Marco Rubio says he’s a “no” on tax reform vote, putting the bill’s passage in jeopardy
Sen. Marco Rubio (R-Fla.) told Republican leadership on Thursday that he is a “no” on the tax reform bill, unless a more generous child-tax credit is changed to benefit middle- and working-class families.
Rubio’s announcement puts passage of the GOP’s tax reform plan in jeopardy.
That’s because Sen. Bob Corker (R-Tenn.) already voted against the first version of the plan, saying he was against the fact that the plan raised the deficit. Corker hasn’t made a decision on whether he’d vote for the revised bill, but because the legislation is still going to have the deficit problem he objects to, it’s unclear how he’d get to yes.
Sen. Mike Lee (R-Utah) also announced Thursday that he’s undecided on whether to vote for the bill, demanding a similar change to the child-tax credit as Rubio.
And with Sen. John McCain (R-Ariz.) in the hospital, raising the possibility that he won’t be available to vote for the plan, and Democratic Senator-elect Doug Jones waiting to be sworn in, Republicans are dangerously close to falling short of the 50 votes they need in the Senate to pass the bill.
Republicans have hoped to pass the tax plan by the end of next week, when Congress leaves Washington, D.C., for the Christmas recess.
Rubio’s announcement hinders that timeline, with Republicans now needing to find a way to amend the bill in time.
Vice President Mike Pence already delayed a planned trip to Israel in case he’s needed to be the tie-breaking vote on the bill.

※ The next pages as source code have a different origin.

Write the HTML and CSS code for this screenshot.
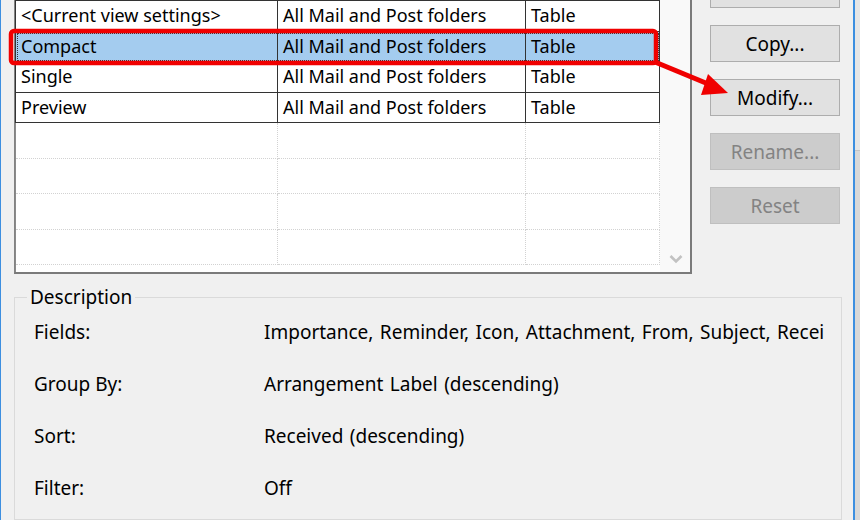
FILE: index.html
```html
<!DOCTYPE html>
<html>
<head>
<meta charset="utf-8">
<link rel="stylesheet" href="styles.css">
</head>
<body>
<div class="frame">
  <div class="edge-left"></div>
  <div class="content">
    <div class="top">
      <div class="listbox">
        <div class="grid">
          <div class="rows">
            <div class="row"><div class="cell">&lt;Current view settings&gt;</div><div class="cell">All Mail and Post folders</div><div class="cell">Table</div></div>
            <div class="row selected"><div class="cell">Compact</div><div class="cell">All Mail and Post folders</div><div class="cell">Table</div></div>
            <div class="row"><div class="cell">Single</div><div class="cell">All Mail and Post folders</div><div class="cell">Table</div></div>
            <div class="row"><div class="cell">Preview</div><div class="cell">All Mail and Post folders</div><div class="cell">Table</div></div>
          </div>
          <div class="empty">
            <div class="erow"><div class="ecell"></div><div class="ecell"></div><div class="ecell"></div></div>
            <div class="erow"><div class="ecell"></div><div class="ecell"></div><div class="ecell"></div></div>
            <div class="erow"><div class="ecell"></div><div class="ecell"></div><div class="ecell"></div></div>
            <div class="erow"><div class="ecell"></div><div class="ecell"></div><div class="ecell"></div></div>
          </div>
        </div>
        <div class="scrollbar">
          <svg class="chev" width="14" height="10" viewBox="0 0 14 10"><polyline points="1.5,2 7,7.5 12.5,2" fill="none" stroke="#c2c2c2" stroke-width="2.6"/></svg>
        </div>
      </div>
      <div class="buttons">
        <button class="btn" aria-label="New"></button>
        <button class="btn">Copy...</button>
        <button class="btn">Modify...</button>
        <button class="btn disabled">Rename...</button>
        <button class="btn disabled">Reset</button>
      </div>
    </div>
    <fieldset class="desc">
      <legend>Description</legend>
      <div class="fields">
        <div class="k">Fields:</div><div class="v">Importance, Reminder, Icon, Attachment, From, Subject, Recei</div>
        <div class="k">Group By:</div><div class="v">Arrangement Label (descending)</div>
        <div class="k">Sort:</div><div class="v">Received (descending)</div>
        <div class="k">Filter:</div><div class="v">Off</div>
      </div>
    </fieldset>
  </div>
  <div class="edge-right"></div>
  <div class="strip"><div class="strip-top"></div></div>
</div>
<svg class="annot" width="860" height="520" viewBox="0 0 860 520">
  <rect x="11" y="31" width="645" height="32" rx="3" fill="none" stroke="#f00000" stroke-width="4.5"/>
  <line x1="655" y1="62" x2="707" y2="83.5" stroke="#f00000" stroke-width="5"/>
  <polygon points="728,93 701,95 708,74" fill="#f00000"/>
</svg>
</body>
</html>
```
FILE: styles.css
```css
html, body {
  margin: 0;
  padding: 0;
}
body {
  width: 860px;
  height: 520px;
  overflow: hidden;
  position: relative;
  background: #f0f0f0;
  font-family: "Noto Sans", "Open Sans", sans-serif;
  font-size: 19px;
  color: #000;
}
.frame {
  display: flex;
  height: 520px;
}
.edge-left {
  width: 1px;
  flex: none;
  background: #3d8fe0;
}
.content {
  width: 852px;
  flex: none;
  display: flex;
  flex-direction: column;
  overflow: hidden;
}
.edge-right {
  width: 2px;
  flex: none;
  background: #3d8fe0;
}
.strip {
  width: 5px;
  flex: none;
  background: #d8d8d8;
}
.strip-top {
  height: 150px;
  background: #e6e6e6;
  border-bottom: 1px solid #c4c4c4;
}
.top {
  display: flex;
  align-items: flex-start;
  margin-top: -1px;
}
.listbox {
  margin-left: 13px;
  width: 678px;
  height: 275px;
  box-sizing: border-box;
  border: 1px solid #828282;
  border-right: 2px solid #7a7a7a;
  border-bottom: 2px solid #7a7a7a;
  background: #fff;
  display: flex;
  flex: none;
  font-size: 18px;
}
.grid {
  width: 645px;
  flex: none;
  display: flex;
  flex-direction: column;
}
.rows {
  border-left: 1px solid #333;
  border-top: 1px solid #333;
}
.row {
  display: grid;
  grid-template-columns: 262px 248px 134px;
  height: 30.5px;
}
.cell {
  box-sizing: border-box;
  border-right: 1px solid #333;
  border-bottom: 1px solid #333;
  padding-left: 5px;
  line-height: 29px;
  white-space: nowrap;
}
.row.selected {
  outline: 1px dotted #333;
  outline-offset: -2px;
}
.row.selected .cell {
  background: #a4ccef;
}
.empty {
  flex: 1;
  border-left: 1px solid #8a8a8a;
}
.erow {
  display: grid;
  grid-template-columns: 262px 248px 134px;
  height: 35.5px;
}
.ecell {
  box-sizing: border-box;
  border-right: 1px dotted #d2d2d2;
  border-bottom: 1px dotted #d2d2d2;
}
.scrollbar {
  flex: 1;
  background: #f9f9f9;
  display: flex;
  align-items: flex-end;
  justify-content: center;
  padding-bottom: 8px;
}
.chev {
  display: block;
  margin-left: 1px;
}
.buttons {
  margin-left: 18px;
  margin-top: -28px;
  width: 130px;
  display: flex;
  flex-direction: column;
  gap: 17px;
  flex: none;
}
.btn {
  height: 37px;
  box-sizing: border-box;
  border: 1px solid #adadad;
  background: #e1e1e1;
  font: inherit;
  color: #000;
  padding: 0;
  margin: 0;
}
.btn.disabled {
  background: #cccccc;
  border-color: #bfbfbf;
  color: #838383;
}
.desc {
  margin: 12px 0 0 13px;
  width: 828px;
  box-sizing: border-box;
  border: 1px solid #dadada;
  padding: 0 13px 0 12px;
  min-width: 0;
  flex: 1;
}
.desc legend {
  padding: 0 3px;
  line-height: 22px;
}
.fields {
  display: grid;
  grid-template-columns: 230px minmax(0, 1fr);
  row-gap: 30px;
  padding: 13px 0 0 7px;
  line-height: 22px;
}
.v {
  white-space: nowrap;
  word-spacing: 1.5px;
}
.annot {
  position: absolute;
  left: 0;
  top: 0;
  pointer-events: none;
}
```
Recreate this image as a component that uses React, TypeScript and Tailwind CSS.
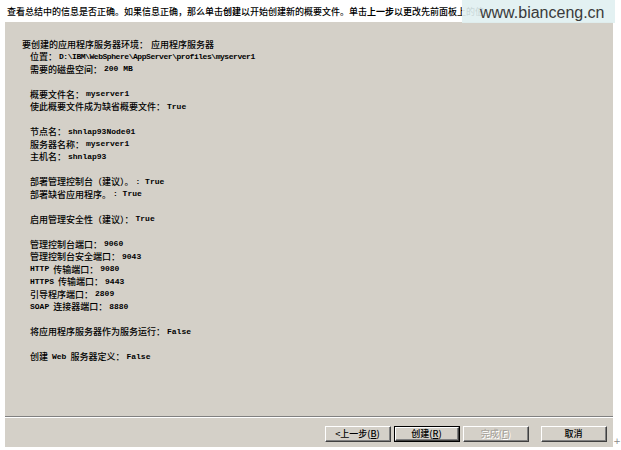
const cjk = "font-['Noto_Sans_CJK_SC',sans-serif] font-medium";
const mono = "font-['Liberation_Mono','Noto_Sans_CJK_SC',monospace] text-[8px] font-bold";

type Line = { label?: string; value?: string; indent?: boolean; mono?: string } | null;

const lines: Line[] = [
  { label: "要创建的应用程序服务器环境：", value: "应用程序服务器", indent: false },
  { label: "位置：", value: "D:\\IBM\\WebSphere\\AppServer\\profiles\\myserver1" },
  { label: "需要的磁盘空间：", value: "200 MB" },
  null,
  { label: "概要文件名：", value: "myserver1" },
  { label: "使此概要文件成为缺省概要文件：", value: "True" },
  null,
  { label: "节点名：", value: "shnlap93Node01" },
  { label: "服务器名称：", value: "myserver1" },
  { label: "主机名：", value: "shnlap93" },
  null,
  { label: "部署管理控制台（建议）。", value: ": True" },
  { label: "部署缺省应用程序。", value: ": True" },
  null,
  { label: "启用管理安全性（建议）：", value: "True" },
  null,
  { label: "管理控制台端口：", value: "9060" },
  { label: "管理控制台安全端口：", value: "9043" },
  { mono: "HTTP", label: "传输端口：", value: "9080" },
  { mono: "HTTPS", label: "传输端口：", value: "9443" },
  { label: "引导程序端口：", value: "2809" },
  { mono: "SOAP", label: "连接器端口：", value: "8880" },
  null,
  { label: "将应用程序服务器作为服务运行：", value: "False" },
  null,
  { label: "创建", mono: "Web", value: "False" },
];

const Button = ({
  children,
  isDefault,
  disabled,
}: {
  children: React.ReactNode;
  isDefault?: boolean;
  disabled?: boolean;
}) => (
  <div className={isDefault ? "border border-black" : ""}>
    <div
      className={`${isDefault ? "w-[64px] h-[14px]" : "w-[66px] h-[16px]"} border border-t-white border-l-white border-r-[#404040] border-b-[#404040] bg-[#d4d0c8]`}
    >
      <div
        className={`h-full border-r border-b border-[#808080] flex items-center justify-center text-[9px] leading-none ${cjk} ${
          disabled ? "text-[#a8a49c] [text-shadow:1px_1px_0_#fff]" : "text-black"
        }`}
      >
        {children}
      </div>
    </div>
  </div>
);

export default function App() {
  return (
    <div className="w-[621px] h-[450px] bg-white overflow-hidden flex flex-col text-black">
      {/* top instruction, partly hidden under the site stamp */}
      <div className="h-[22px] relative flex items-center pl-[7px]">
        <p className={`${cjk} text-[9px] leading-none whitespace-nowrap`}>
          查看总结中的信息是否正确。如果信息正确，那么单击<b>创建</b>以开始创建新的概要文件。单击<b>上一步</b>以更改先前面板上的值。
        </p>
        <div className="absolute left-[462px] top-0 w-[153px] h-[23px] bg-[#e0eff1]/90 flex items-center pl-[18px]">
          <span className="font-['Liberation_Sans',sans-serif] text-[16px] leading-none text-[#3a3a3a] mt-[3px]">
            www.bianceng.cn
          </span>
        </div>
      </div>

      <div className="flex">
        <div className="w-[5px]" />
        <div className="w-[608px] h-[425px] bg-[#d4d0c8] flex flex-col">
          <div className="flex-1 pt-[16px] pl-[17px]">
            {lines.map((l, i) =>
              l === null ? (
                <div key={i} className="h-[12.5px]" />
              ) : (
                <div
                  key={i}
                  className={`h-[12.5px] flex items-center whitespace-nowrap ${l.indent === false ? "" : "pl-[8px]"}`}
                >
                  {l.mono && l.label !== "创建" && <span className={`${mono} mr-[4px]`}>{l.mono}</span>}
                  <span className={`${cjk} text-[9px] leading-none`}>{l.label}</span>
                  {l.label === "创建" && <span className={`${mono} ml-[4px] mr-[4px]`}>{l.mono}</span>}
                  {l.label === "创建" && <span className={`${cjk} text-[9px] leading-none`}>服务器定义：</span>}
                  {l.indent === false ? (
                    <span className={`${cjk} text-[9px] leading-none ml-[3px]`}>{l.value}</span>
                  ) : (
                    <span className={`${mono} ml-[2px] ${l.value?.startsWith("D:") ? "tracking-[-0.45px]" : ""}`}>
                      {l.value}
                    </span>
                  )}
                </div>
              )
            )}
          </div>
          <div className="h-px bg-[#808080]" />
          <div className="h-px bg-white" />
          <div className="flex justify-end items-center pt-[8px] pb-[5px] pr-[6px]">
            <div className="flex gap-[3px]">
              <Button>
                &lt;上一步(<span className="underline">B</span>)
              </Button>
              <Button isDefault>
                创建(<span className="underline">R</span>)
              </Button>
              <Button disabled>
                完成(<span className="underline">F</span>)
              </Button>
            </div>
            <div className="ml-[12px]">
              <Button>取消</Button>
            </div>
          </div>
        </div>
        <div className="flex-1 flex items-end justify-center pb-[1px]">
          <span className="text-[9px] leading-none text-[#888] font-['DejaVu_Sans',sans-serif]">+</span>
        </div>
      </div>
    </div>
  );
}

White House press secretary Sarah Huckabee Sanders suggested the administration is open to working with Rubio to meet his demands on the child-tax credit. President Donald Trump has promised the tax bill will go through — if it does, it will be his single legislative victory since taking office.
“We’re really proud of the work we have done already up until this point with Sen. Rubio,” Sanders said at Thursday’s press briefing. “We are already doubling the child tax credit, taking it to $2,000 per child, and we’re going to continue working with the senator.”